The transmitter communication device 101 transmits the control and data messages via the Uu interface to the base station 104.

The base station(s) decode and forward, i.e. relay the data messages to the receiver communication devices 103. A corresponding first control message provided by the transmitter communication device 101 can be cached in the base station(s) (operation 1005).

The base station 104 receives a set of NACK(s) messages from the failed receiver communication devices 103.

FIG. 11 shows a schematic diagram illustrating a method 1100 of operating the base station 104 according to an embodiment. The method 1100 comprises the operations of: receiving 1101 a request from the transmitter communication device 101 for transmitting a communication message from the transmitter communication device 101 to the at least one receiver communication device 103-1, 103-2; selecting 1103 a subset of the plurality of relay communication devices 102 for relaying the communication message to the at least one receiver communication device 103-1, 103-2; and configuring 1105 the subset of relay communication devices 102 to relay the communication message using one of a plurality of relay modes, including a first relay mode and a second relay mode, wherein the first relay mode is an “amplify and forward” relay mode and wherein the second relay mode is a “decode and forward” relay mode.

FIG. 12 illustrates five different types of relay configurations according to embodiments of the invention. The base station 104 or the transmitter communication device 101 can configure five relay modes in order to achieve high reliability and low latency at the same time within the communication network 100.

Mode 0 (No relay): The predicted SNR between the source and destination is sufficient high, thus there is no need for a relay.

Mode 1 (Amplify and Forward): the AF relay simply amplifies the source signal and re-transmits. As a drawback, noise will also be amplified in the meantime. Thus, it can apply when the relay is quite close to the source, so that there is less noise amplification.

Mode 2 (Estimate and Forward): It applies for low latency forwarding wherein reliability and latency are both of interest. To improve the SNR of the AF relay, a time equalization approach can be used, wherein a fast time domain equalization procedure is undertaken, wherein an inverse of the frequency response is transformed into the time domain. Once an inverse time domain frequency response is obtained, the relays 102 operating in this mode can convolve the baseband data signal using the inverse channel filter, “cleaning” up the signal before forwarding.
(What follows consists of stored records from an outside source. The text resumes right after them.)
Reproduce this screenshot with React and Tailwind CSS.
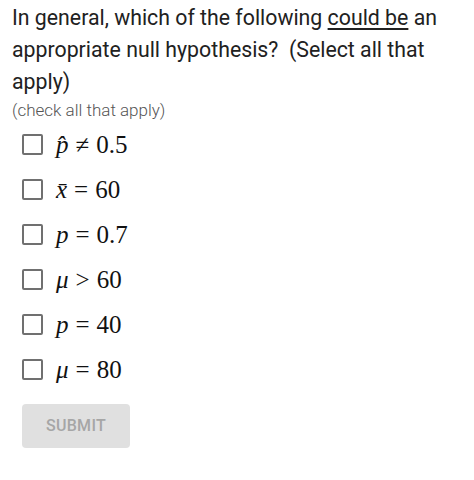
import React, { useState } from 'react';

const mathFont = { fontFamily: '"Liberation Serif", "DejaVu Serif", serif' };

const Option = ({ children, checked, onToggle }) => (
  <label className="flex items-center gap-[13px] h-[45px] cursor-pointer">
    <input type="checkbox" className="sr-only" checked={checked} onChange={onToggle} />
    <span className={`w-[21px] h-[21px] border-2 border-[#707070] rounded-[2px] ${checked ? 'bg-[#707070]' : 'bg-white'}`} />
    <span className="text-[25px] text-[#111] leading-none flex items-baseline" style={mathFont}>{children}</span>
  </label>
);

const Op = ({ children }) => <span className="mx-[7px]">{children}</span>;

const App = () => {
  const [checked, setChecked] = useState([false, false, false, false, false, false]);

  const toggle = (i) => setChecked(prev => prev.map((c, j) => (j === i ? !c : c)));

  const options = [
    <><span className="italic">p&#770;</span><Op>≠</Op>0.5</>,
    <><span className="italic">x&#772;</span><Op>=</Op>60</>,
    <><span className="italic">p</span><Op>=</Op>0.7</>,
    <><span className="italic">μ</span><Op>&gt;</Op>60</>,
    <><span className="italic">p</span><Op>=</Op>40</>,
    <><span className="italic">μ</span><Op>=</Op>80</>,
  ];

  return (
    <main className="w-[474px] h-[480px] bg-white px-3 pt-[2px]" style={{ fontFamily: 'Roboto, "Noto Sans", sans-serif' }}>
      <h1 className="text-[21.3px] leading-[32px] text-[#212121] font-normal">
        In general, which of the following <span className="underline underline-offset-[3px]">could be</span> an appropriate null hypothesis?&nbsp; (Select all that apply)
      </h1>
      <p className="text-[17px] leading-[22px] text-[#555] font-light mt-[1px]">(check all that apply)</p>
      <div className="pl-[10px] mt-[1px] flex flex-col">
        {options.map((o, i) => (
          <Option key={i} checked={checked[i]} onToggle={() => toggle(i)}>{o}</Option>
        ))}
      </div>
      <button
        type="button"
        disabled
        className="ml-[10px] mt-[12px] w-[108px] h-[44px] rounded bg-[#e0e0e0] text-[#a6a6a6] text-[16px] font-medium tracking-[0.3px]"
      >
        SUBMIT
      </button>
    </main>
  );
};

export default App;
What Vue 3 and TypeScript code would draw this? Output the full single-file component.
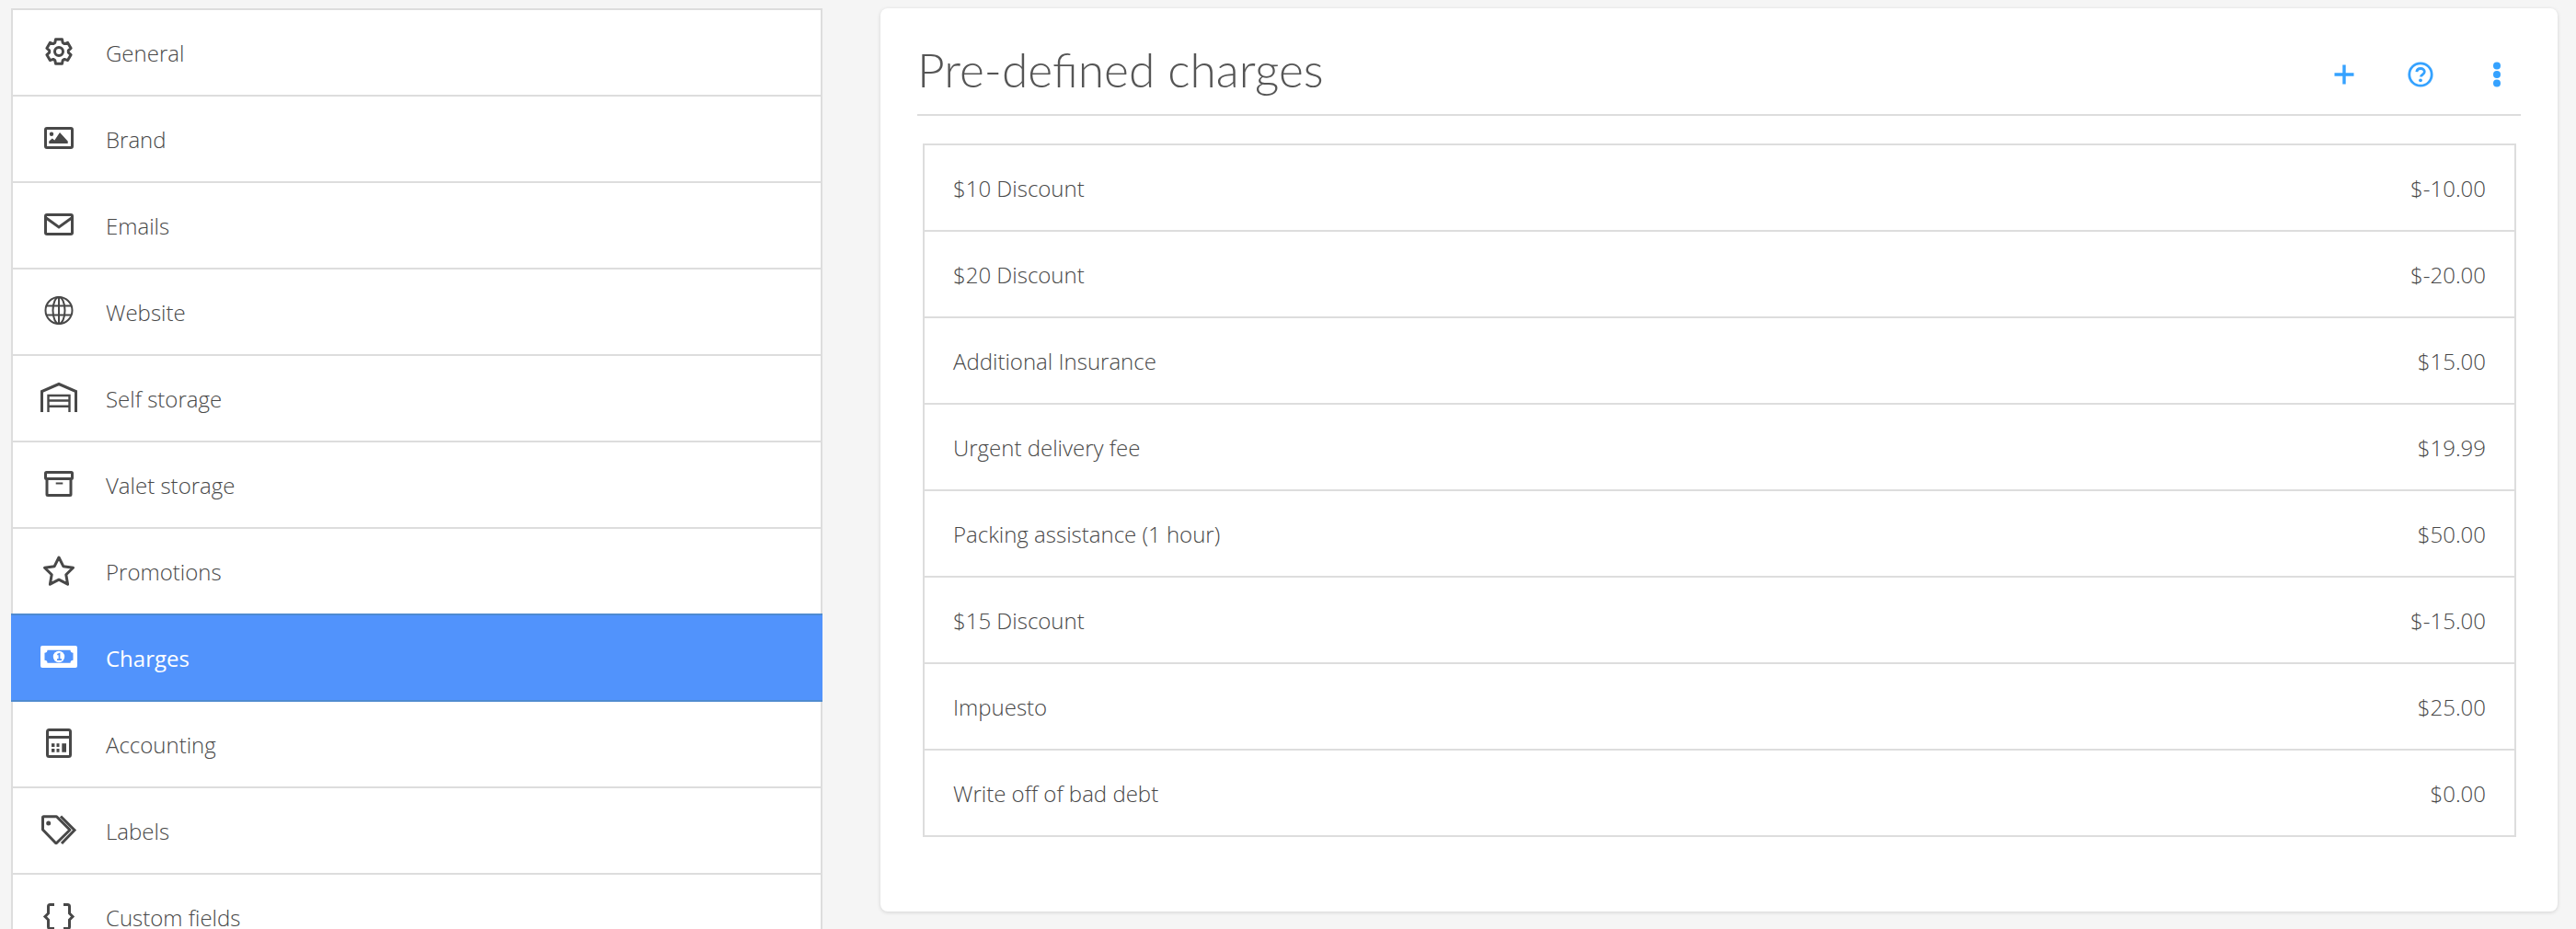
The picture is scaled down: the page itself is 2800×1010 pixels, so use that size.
<template>
  <div class="page">
    <nav class="side-menu">
      <a
        v-for="item in menu"
        :key="item.name"
        class="menu-item"
        :class="{ active: item.name === 'Charges' }"
      >
        <svg class="menu-icon" viewBox="0 0 44 44" v-html="item.icon"></svg>
        <span>{{ item.name }}</span>
      </a>
    </nav>

    <section class="card">
      <header class="card-header">
        <h1>Pre-defined charges</h1>
        <div class="actions">
          <svg viewBox="0 0 30 30"><path d="M15 4.500v21M4.500 15h21" fill="none" stroke="currentColor" stroke-width="3.400" /></svg>
          <svg viewBox="0 0 30 30">
            <circle cx="15" cy="15" r="12.200" fill="none" stroke="currentColor" stroke-width="2.800" />
            <path d="M10.800 12.200c.3-2.400 2-3.700 4.300-3.700 2.500 0 4.200 1.500 4.200 3.500 0 1.600-.9 2.400-2.200 3.200-1 .6-1.600 1.100-1.600 2.200" fill="none" stroke="currentColor" stroke-width="2.800" />
            <circle cx="15" cy="21.300" r="1.900" fill="currentColor" />
          </svg>
          <svg viewBox="0 0 30 30">
            <circle cx="15" cy="5.500" r="4" fill="currentColor" />
            <circle cx="15" cy="15" r="4" fill="currentColor" />
            <circle cx="15" cy="24.500" r="4" fill="currentColor" />
          </svg>
        </div>
      </header>

      <div class="charges">
        <div v-for="charge in charges" :key="charge.name" class="charge-row">
          <span>{{ charge.name }}</span>
          <span>{{ charge.amount }}</span>
        </div>
      </div>
    </section>
  </div>
</template>

<script setup lang="ts">
interface MenuItem {
  name: string
  icon: string
}

interface Charge {
  name: string
  amount: string
}

// 6-toothed cog outline with a tooth on top, centred in the icon box
const gearPath = (): string => {
  const cx = 22
  const cy = 21
  const parts: string[] = []
  for (let i = 0; i < 6; i++) {
    const a = (i * Math.PI) / 3 - Math.PI / 2
    const pts: [number, number][] = [
      [a - 0.42, 10.4],
      [a - 0.26, 13.6],
      [a + 0.26, 13.6],
      [a + 0.42, 10.4],
    ]
    pts.forEach(([t, r]) => {
      const x = (cx + r * Math.cos(t)).toFixed(2)
      const y = (cy + r * Math.sin(t)).toFixed(2)
      parts.push(`${parts.length ? 'L' : 'M'}${x} ${y}`)
    })
  }
  return parts.join(' ') + ' Z'
}

const line = 'fill="none" stroke="currentColor" stroke-width="3"'
const thin = 'fill="none" stroke="currentColor" stroke-width="2"'

const menu: MenuItem[] = [
  {
    name: 'General',
    icon: `<path d="${gearPath()}" ${line} stroke-linejoin="round" /><circle cx="22" cy="21" r="4.500" ${line} />`,
  },
  {
    name: 'Brand',
    icon: `<rect x="7.500" y="10.500" width="29" height="21" rx="1.500" ${line} /><circle cx="14" cy="16.700" r="2.200" fill="currentColor" /><path d="M11.300 27v-2.500l3.500-3 2.500 2 5.700-8.500 8.700 9.500V27z" fill="currentColor" />`,
  },
  {
    name: 'Emails',
    icon: `<rect x="7.500" y="10.500" width="29" height="21" rx="1.500" ${line} /><path d="M7.500 13.500 22 24l14.500-10.500" ${line} />`,
  },
  {
    name: 'Website',
    icon: `<circle cx="22" cy="20.500" r="14.500" ${thin} /><ellipse cx="22" cy="20.500" rx="6.500" ry="14.500" ${thin} /><path d="M22 6v29M9 15.500h26M9 25.500h26" ${thin} />`,
  },
  {
    name: 'Self storage',
    icon: `<path d="M3.500 37V14.500L22 6.500l18.500 8V37" ${line} /><path d="M10.500 37V19h23v18M10.500 24.500h23M10.500 30.700h23" fill="none" stroke="currentColor" stroke-width="2.400" />`,
  },
  {
    name: 'Valet storage',
    icon: `<rect x="7.500" y="8.500" width="29" height="7" rx="1" ${line} /><path d="M9 15.500V32.500a1 1 0 0 0 1 1h24a1 1 0 0 0 1-1V15.500" ${line} /><path d="M18.700 20.500h7.600" ${thin} />`,
  },
  {
    name: 'Promotions',
    icon: `<path d="M22 7l4.800 9.700 10.700 1.500-7.700 7.500 1.800 10.500L22 31.200l-9.600 5 1.800-10.500-7.700-7.500 10.700-1.500z" ${line} stroke-linejoin="round" />`,
  },
  {
    name: 'Charges',
    icon: `<rect x="2" y="9" width="40" height="24" rx="2" fill="currentColor" /><path d="M9.500 13.700h25a3 3 0 0 0 3 3v8a3 3 0 0 0-3 3h-25a3 3 0 0 0-3-3v-8a3 3 0 0 0 3-3z" fill="#5193fc" /><circle cx="22" cy="21" r="6.200" fill="currentColor" /><path d="M20.300 18.800l2.200-1v6.200M20 24.200h5" fill="none" stroke="#5193fc" stroke-width="1.800" />`,
  },
  {
    name: 'Accounting',
    icon: `<rect x="9.500" y="6.500" width="25" height="29" rx="2" ${line} /><path d="M9.500 14.500h25" ${line} /><path d="M14 21.300h3.400V25H14zM19.500 21.300h3v3.700h-3zM14 27h3.400v3.700H14zM19.500 27h3v3.700h-3zM25.300 21.300H30v9.400h-4.700z" fill="currentColor" />`,
  },
  {
    name: 'Labels',
    icon: `<path d="M5.500 6.700h14l14.500 14.500L19.500 35.500a1 1 0 0 1-1 0L4.500 21V7.700a1 1 0 0 1 1-1z" ${line} stroke-linejoin="round" /><circle cx="10.700" cy="14" r="2.500" fill="currentColor" /><path d="M24 6.500l15 15-14 14.500" ${line} />`,
  },
  {
    name: 'Custom fields',
    icon: `<path d="M17 8.500h-4.500a2 2 0 0 0-2 2V18L7 21.500l3.500 3.500v7.500a2 2 0 0 0 2 2H17" ${line} /><path d="M27 8.500h4.500a2 2 0 0 1 2 2V18l3.500 3.500-3.500 3.500v7.500a2 2 0 0 1-2 2H27" ${line} />`,
  },
]

const charges: Charge[] = [
  { name: '$10 Discount', amount: '$-10.00' },
  { name: '$20 Discount', amount: '$-20.00' },
  { name: 'Additional Insurance', amount: '$15.00' },
  { name: 'Urgent delivery fee', amount: '$19.99' },
  { name: 'Packing assistance (1 hour)', amount: '$50.00' },
  { name: '$15 Discount', amount: '$-15.00' },
  { name: 'Impuesto', amount: '$25.00' },
  { name: 'Write off of bad debt', amount: '$0.00' },
]
</script>

<style>
html,
body {
  height: 100%;
  overflow: hidden;
  background: #f5f5f5;
}
</style>

<style scoped>
.page {
  display: flex;
  align-items: flex-start;
  gap: 63px;
  padding: 9px 20px 0 12px;
  font-family: 'Open Sans', 'Liberation Sans', sans-serif;
  font-weight: 300;
  font-size: 24px;
  color: #484848;
}

.side-menu {
  flex: 0 0 882px;
  box-sizing: border-box;
  display: flex;
  flex-direction: column;
  border: 2px solid #ddd;
  border-bottom: none;
  background: #fff;
}

.menu-item {
  display: flex;
  align-items: center;
  box-sizing: border-box;
  height: 94px;
  padding-left: 28px;
  border-bottom: 2px solid #ddd;
}

.menu-item span {
  margin-left: 29px;
}

.menu-item.active {
  height: 96px;
  margin: -2px -2px 0;
  padding-left: 30px;
  background: #5193fc;
  border-top: 2px solid #4f8bd0;
  border-bottom: 2px solid #4f8bd0;
  color: #fff;
  font-weight: 400;
}

.menu-icon {
  width: 44px;
  height: 44px;
  flex: none;
}

.card {
  flex: 1;
  height: 982px;
  padding: 0 40px;
  box-sizing: border-box;
  background: #fff;
  border-radius: 8px;
  box-shadow: 0 1px 4px rgba(0, 0, 0, 0.14);
}

.card-header {
  display: flex;
  align-items: center;
  justify-content: space-between;
  box-sizing: border-box;
  height: 117px;
  padding: 28px 11px 0 0;
  border-bottom: 2px solid #ddd;
}

.card-header h1 {
  margin: -12px 0 0;
  font-family: Lato, 'Open Sans', sans-serif;
  font-weight: 300;
  font-size: 51.500px;
  line-height: 60px;
  color: #555;
}

.actions {
  display: flex;
  gap: 53px;
  color: #35a2ff;
}

.actions svg {
  width: 30px;
  height: 30px;
}

.charges {
  margin: 30px 5px 0 6px;
  border: 2px solid #ddd;
  border-bottom: none;
}

.charge-row {
  display: flex;
  align-items: center;
  justify-content: space-between;
  box-sizing: border-box;
  height: 94px;
  padding: 0 31px;
  border-bottom: 2px solid #ddd;
}
</style>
Mode 3 (Decode and Forward): the DF relay decodes the source transmission, re-encodes and re-transmits. Advantageously, noise amplification is less an issue. Thus, it can be used when reliability is more important than latency. There are 2 options for the DF relay mode: with or without STBC (Spatial Time Block Coding), as will be described in more detail further below.

Mode 4 (Analog Beamforming): It can be used when the source is within the line of sight of the relay communication devices 102 or the relay communication devices 102 are within the line of sight of the destination. The base station 104 or the transmitter communication device 101 can choose the relay communication devices 102 whose line of sight is within the transmitter communication devices 101 or the receiver communication device 103 in order to increase the signal. The analog beamforming in the second hop can be optional (for example in multicast). Mode 4 can be combined with mode 1, 2, 3.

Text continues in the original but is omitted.